By: China Writers’ Group



I am deeply humbled and honored to present to you The Little Red Book on Mao Zedong by the China Writers’ Group.

First, a little background about the China Writers’ Group and who we are. Several years ago, Dongping Han, Godfree Roberts, Mobo Gao, Peter Man, Wei Ling Chua and I were trying to email each other and keep the threads going using Reply All. It was not working well at all. Someone was always getting left out. We were chasing our collective tails. I am known for being a networking collaborator, so volunteered to take on the project. I was already subscribed to Office 365, so created our Outlook group, keep it running and it has grown and grown, now about 30 members. The majority of them are shown below in the montage, as some prefer to keep a low profile.

What an incredible roster of creators! I cannot begin to thank them for the incredible knowledge and understanding that we have and continue to share amongst ourselves, and for how much I have learned over the years. It is a priceless fraternity of fruitful, mutually beneficial, win-win cooperation. Brain food for those starving for justice and speaking truth to power. Together, all of us have centuries of experience writing books, articles, teaching, doing research, maintaining websites, podcasting and putting out information that helps humanity understand what’s really going on behind the headlines, especially with respect to China and Asia versus the West.

We stay in regular contact by email.
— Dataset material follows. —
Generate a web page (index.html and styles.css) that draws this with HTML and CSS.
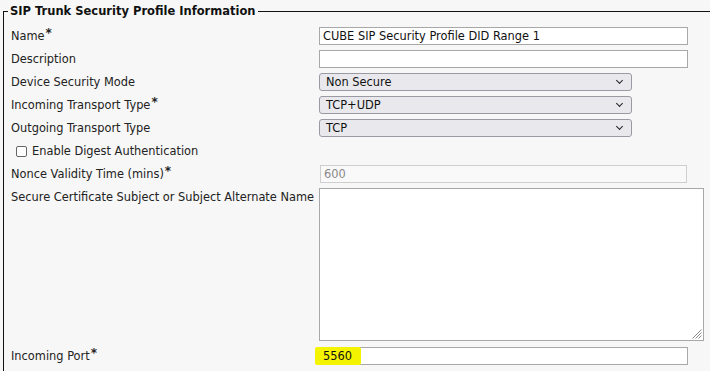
FILE: index.html
```html
<!DOCTYPE html>
<html lang="en">
<head>
    <meta charset="UTF-8">
    <title>SIP Trunk Security Profile</title>
    <link rel="stylesheet" href="styles.css">
</head>
<body>
    <fieldset class="profile">
        <legend>SIP Trunk Security Profile Information</legend>
        <div class="form">
            <label class="lbl">Name<span class="req">*</span></label>
            <input class="txt" type="text" value="CUBE SIP Security Profile DID Range 1">

            <label class="lbl">Description</label>
            <input class="txt" type="text" value="">

            <label class="lbl">Device Security Mode</label>
            <div class="sel">Non Secure<span class="chev"></span></div>

            <label class="lbl">Incoming Transport Type<span class="req">*</span></label>
            <div class="sel">TCP+UDP<span class="chev"></span></div>

            <label class="lbl">Outgoing Transport Type</label>
            <div class="sel">TCP<span class="chev"></span></div>

            <div class="check-row">
                <span class="box"></span>
                <span>Enable Digest Authentication</span>
            </div>

            <label class="lbl">Nonce Validity Time (mins)<span class="req">*</span></label>
            <input class="txt disabled" type="text" value="600" disabled>

            <label class="lbl">Secure Certificate Subject or Subject Alternate Name</label>
            <div class="area">
                <svg class="grip" width="11" height="11" viewBox="0 0 11 11">
                    <path d="M10.5 1.5 L1.5 10.5 M10.5 4.5 L4.5 10.5 M10.5 7.5 L7.5 10.5" stroke="#8a8a8a" stroke-width="1" fill="none"/>
                </svg>
            </div>

            <label class="lbl port-lbl">Incoming Port<span class="req">*</span></label>
            <div class="txt port"><span class="mark">5560</span></div>
        </div>
    </fieldset>
</body>
</html>
```

FILE: styles.css
```css
body {
    margin: 0;
    background: #f7f7f7;
    font-family: "DejaVu Sans", Verdana, sans-serif;
    font-size: 11.4px;
    color: #222;
    height: 371px;
    overflow: hidden;
}

.profile {
    box-sizing: border-box;
    margin: 4px 0 0 3px;
    padding: 9px 0 0 7px;
    border: none;
    border-top: 1px solid #111;
    border-left: 1px solid #111;
    height: 367px;
}

.profile legend {
    font-weight: bold;
    font-size: 11.5px;
    padding: 0 2px;
    margin-left: -3px;
    color: #111;
}

.form {
    display: grid;
    grid-template-columns: 308px 1fr;
    row-gap: 5px;
    align-items: start;
}

.lbl {
    line-height: 14px;
    padding-top: 2px;
    white-space: nowrap;
}

.req {
    font-weight: bold;
    font-size: 12px;
    position: relative;
    top: -3px;
    margin-left: 1px;
}

.txt {
    box-sizing: border-box;
    width: 369px;
    height: 18px;
    margin: 0;
    padding: 0 3px;
    border: 1px solid #a8a8a8;
    background: #fff;
    font-family: inherit;
    font-size: 11.4px;
    color: #111;
    outline: none;
}

.txt.disabled {
    margin-left: 1px;
    width: 367px;
    border-color: #cfcfcf;
    background: #f9f9f9;
    color: #888;
}

.sel {
    box-sizing: border-box;
    width: 313px;
    height: 18px;
    padding: 0 6px;
    border: 1px solid #9a9aa4;
    border-radius: 3px;
    background: #e9e9ed;
    line-height: 16px;
    color: #111;
    display: flex;
    justify-content: space-between;
    align-items: center;
}

.chev {
    width: 4px;
    height: 4px;
    border-right: 1.5px solid #222;
    border-bottom: 1.5px solid #222;
    transform: rotate(45deg);
    margin: -3px 3px 0 0;
}

.check-row {
    grid-column: 1 / 3;
    display: flex;
    align-items: center;
    gap: 5px;
    height: 18px;
    padding-left: 5px;
}

.box {
    width: 11px;
    height: 11px;
    box-sizing: border-box;
    border: 1px solid #666;
    border-radius: 2px;
    background: #fff;
}

.area {
    box-sizing: border-box;
    width: 385px;
    height: 153px;
    border: 1px solid #a8a8a8;
    background: #fff;
    position: relative;
}

.grip {
    position: absolute;
    right: 1px;
    bottom: 1px;
}

.port-lbl {
    margin-top: 1px;
}

.port {
    margin-top: 1px;
    line-height: 16px;
    padding: 0;
}

.mark {
    display: inline-block;
    background: #f4f400;
    padding: 1px 9px 1px 8px;
    margin: -1px 0 0 -5px;
    line-height: 16px;
    border-radius: 2px;
}
```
Most of us have worked together doing online seminars, interviews, book reviews, et cetera. Quite a few of us have met each other in person. Over the years and around the world, I have had the pleasure of spending time with a number of the members.

This is the China Writers’ Group first collective initiative, to celebrate the 130th birthday of Mao Zedong, who was born on 26 December 1893. For 99% of Westerners, and even non-Westerners around the world, just the mere mention of the word Mao creates instant, Pavlovian images in people’s minds, and they are not good ones. Mao has been totally debauched in the minds of the vast majority of humanity outside of China, thanks to the West’s incredibly efficient and ruthlessly powerful Big Lie Propaganda Machine.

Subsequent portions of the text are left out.